In my many experiences as a cashier, I will back up that the women usually seem to buy half the store.

The men tend to get one item. Then come back 2 hours later for another item or two. Then again for a third item. This is especially true at hardware stores or Target, where women still buy more stuff in one trip.

Men are the mainstay of convenience stores as well, sez my brother who manages one.

If I take my husband grocery shopping with me, especially to Costco, we’ll end up spending the damn mortgage on said groceries.

That’s because he doesn’t often go with me and when he does, he wants to try every damn thing he sees.

I leave him home when I shop for groceries; or, on the rare occasion he goes, I give him a list. That only happens when we’re hosting dinner and I’m doing the cooking. I give him a list for the stuff needed for the night’s entertainment and tell him exactly where to find it.

A defunct American “Mens Magazine” that had “real life” stories such as “Weasels Ripped My Flesh”.

I use my reusable shopping bags instead of a cart.

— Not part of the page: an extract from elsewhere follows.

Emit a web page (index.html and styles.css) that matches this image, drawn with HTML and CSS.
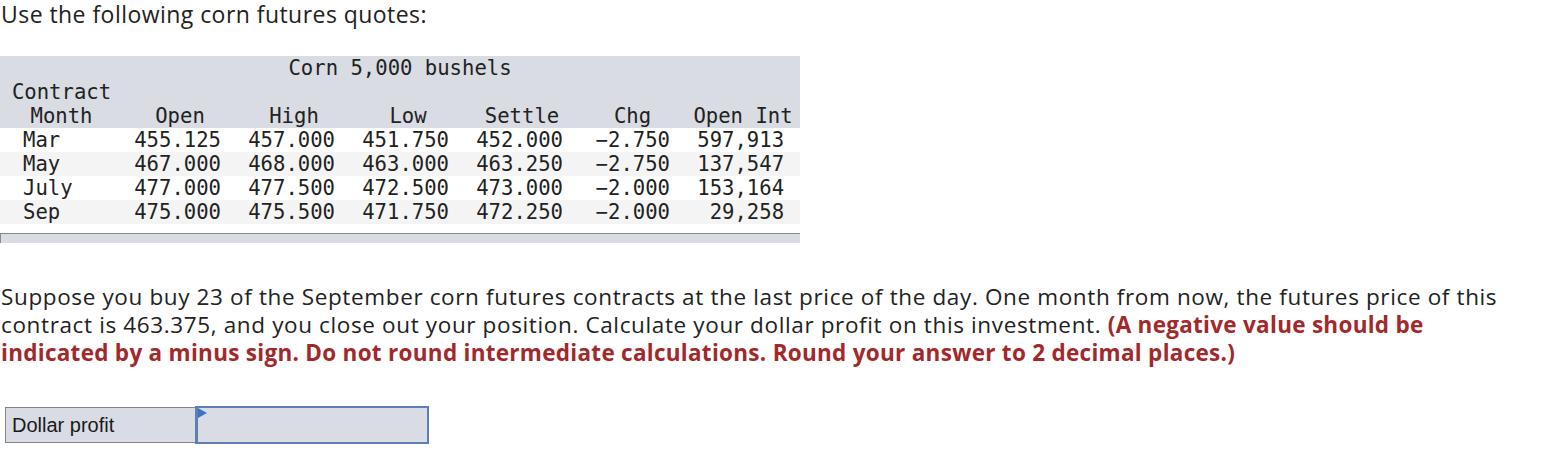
FILE: index.html
```html
<!DOCTYPE html>
<html>
<head>
<meta charset="utf-8">
<link rel="stylesheet" href="styles.css">
</head>
<body>
<p class="title">Use the following corn futures quotes:</p>
<div class="quotes">
  <table class="qt">
    <colgroup>
      <col class="c-month"><col class="c-num"><col class="c-num"><col class="c-num"><col class="c-num"><col class="c-chg"><col class="c-int">
    </colgroup>
    <thead>
      <tr><th colspan="7" class="caption">Corn 5,000 bushels</th></tr>
      <tr><th class="hm">Contract</th><th colspan="6"></th></tr>
      <tr><th class="hm">Month</th><th>Open</th><th>High</th><th>Low</th><th>Settle</th><th>Chg</th><th>Open Int</th></tr>
    </thead>
    <tbody>
      <tr><td class="m">Mar</td><td>455.125</td><td>457.000</td><td>451.750</td><td>452.000</td><td>−2.750</td><td>597,913</td></tr>
      <tr class="alt"><td class="m">May</td><td>467.000</td><td>468.000</td><td>463.000</td><td>463.250</td><td>−2.750</td><td>137,547</td></tr>
      <tr><td class="m">July</td><td>477.000</td><td>477.500</td><td>472.500</td><td>473.000</td><td>−2.000</td><td>153,164</td></tr>
      <tr class="alt"><td class="m">Sep</td><td>475.000</td><td>475.500</td><td>471.750</td><td>472.250</td><td>−2.000</td><td>29,258</td></tr>
    </tbody>
  </table>
  <div class="scrollbar"></div>
</div>
<p class="question">Suppose you buy 23 of the September corn futures contracts at the last price of the day. One month from now, the futures price of this contract is 463.375, and you close out your position. Calculate your dollar profit on this investment. <strong class="hint">(A negative value should be indicated by a minus sign. Do not round intermediate calculations. Round your answer to 2 decimal places.)</strong></p>
<div class="answer">
  <div class="label">Dollar profit</div>
  <div class="input"><span class="flag"></span></div>
</div>
</body>
</html>
```
FILE: styles.css
```css
html, body {
  margin: 0;
  padding: 0;
  background: #fff;
}
body {
  font-family: "Open Sans", "Lato", sans-serif;
  color: #222;
  width: 1544px;
}
.title {
  margin: 0;
  padding: 0 0 0 1px;
  font-size: 23px;
  letter-spacing: 0.45px;
  line-height: 28px;
}
.quotes {
  margin-top: 28px;
  width: 800px;
}
.qt {
  border-collapse: collapse;
  width: 800px;
  table-layout: fixed;
  font-family: "DejaVu Sans Mono", monospace;
  font-size: 20.6px;
  letter-spacing: 0;
  color: #222;
}
.c-month { width: 123px; }
.c-num { width: 114px; }
.c-chg { width: 107px; }
.c-int { width: 114px; }
.qt th, .qt td {
  padding: 0;
  height: 24px;
  line-height: 24px;
  white-space: nowrap;
  font-weight: normal;
}
.qt thead tr { background: #d9dce3; }
.qt th { text-align: center; }
.qt td { text-align: right; padding-right: 16px; }
.qt td.m { text-align: left; padding-left: 23px; padding-right: 0; }
.qt tbody tr { background: #fff; }
.qt tbody tr.alt { background: #f4f4f4; }
.scrollbar {
  margin-top: 9px;
  height: 9px;
  background: #d9dce3;
  border-top: 1px solid #8a8a8a;
  border-left: 1px solid #8a8a8a;
}
.question {
  margin: 40px 0 0 0;
  padding-left: 1px;
  font-size: 22.5px;
  letter-spacing: 0.63px;
  line-height: 28px;
  width: 1512px;
}
.hint {
  color: #a3282b;
  font-weight: bold;
  letter-spacing: 0.28px;
}
.answer {
  display: flex;
  margin: 40px 0 0 5px;
}
.label {
  width: 190px;
  height: 36px;
  box-sizing: border-box;
  background: #d9dce5;
  border: 1px solid #858585;
  border-right: none;
  font-family: "Liberation Sans", Arial, sans-serif;
  font-size: 20px;
  line-height: 34px;
  padding-left: 6px;
  color: #1a1a1a;
}
.input {
  position: relative;
  width: 234px;
  height: 38px;
  margin-top: -1px;
  box-sizing: border-box;
  background: #d9dce5;
  border: 2px solid #5f7fb3;
  border-left-width: 3px;
}
.flag {
  position: absolute;
  left: 0;
  top: 0;
  width: 0;
  height: 0;
  border-top: 5px solid transparent;
  border-bottom: 5px solid transparent;
  border-left: 9px solid #3d72c9;
}
```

It also helps when the bag-person tries to give me plastic bags claiming all my stuff won’t fit in my bag. I point out that I carried it to the check-out lane in the bag, so it probably actually does fit.

Target confuses me. If I bring my own bag, I get a (small) discount. If I don’t bring my own bag, but also refuse theirs, I don’t get a discount.

-D/a

In the UK:

Shopping trolley = what you call a shopping cart
Tram = trolley bus/car/whatever you call it

I’m a fan of going without a cart or basket if I only need a few items. Of course just when I have my hands full is when the toddler will lie down in the middle of the aisle and refuse to move because I wouldn’t buy her Dora band aids.

I stopped taking her when she pulled the same stunt because she remembered I hadn’t bought her Dora band aids on the previous shopping trip. Her dad takes her grocery shopping. She doesn’t pull that stuff with him. And no, he doesn’t buy her the band aids either.

I only make two trips to the grocery store a week. I need a cart dammit!

However, I don’t buy anything not on the list and the list is carefully crafted to make sure we have (just) enough food until the next trip.